Abstract:
The concept of mediatization in modern social sciences leads to a new understanding of the role of media
in society and culture. Within the framework of this concept, media appears not as an intermediary between
society, its culture and socially significant information, but as a structural element of society and culture
itself (T. Adorno, M. Castells, N. Couldry, S. Hjarvard, F. Krotz, S. Livingstone, W. Lippmann, N. Luhmann,
M. McLuhan, P. Lazarsfeld, R. Merton, K. Popper, S. Zizek). The relevance of our study is due to the urgent
need to investigate the effects of mediatization associated with its increasingly global nature. We hypothesise
that in the process of mediatization of culture in the space of any national media discourse a new type
of culture is created — media culture. The aim of this study is to show the formation of media culture
on the example of the Russian language media discourse in Kazakhstan. The research is based on the linguistic concept of precedence (Yu.N. Karaulov, V.G. Kostomarov, D.B. Gudkov, V.V. Krasnykh)

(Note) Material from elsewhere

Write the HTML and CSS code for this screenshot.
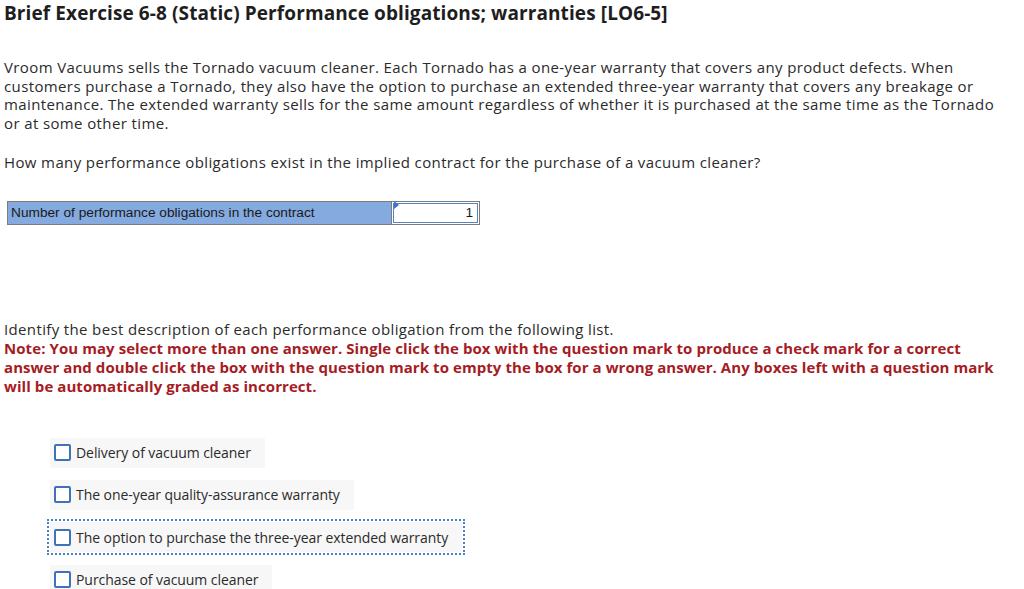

and the modern understanding of the typology of culture in Russian philosophy (N.B. Kirillova,
V.V. Mironov and etc.). The study pursues the following goals: to identify precedent phenomena, which
we define as minimized texts of culture, in the headers of the most widely circulated Russian language
publications in Kazakhstan; to analyse precedent onyms associated with the classical (elitist) or mass culture;
to consider phraseological units as markers of popular culture. On the basis of the analysis of precedents and
phraseological units used in the dominant positions of the Russian language media discourse in Kazakhstan,
we conclude that media culture is formed in the process of mediatization of elite, mass and folk culture
through precedents and phraseological units. Media culture is a special, integral type of modern culture
that combines elements of all types of cultures (elite, mass and folk) and is replicated through mass media
in society. It consolidates society on the basis of general media knowledge.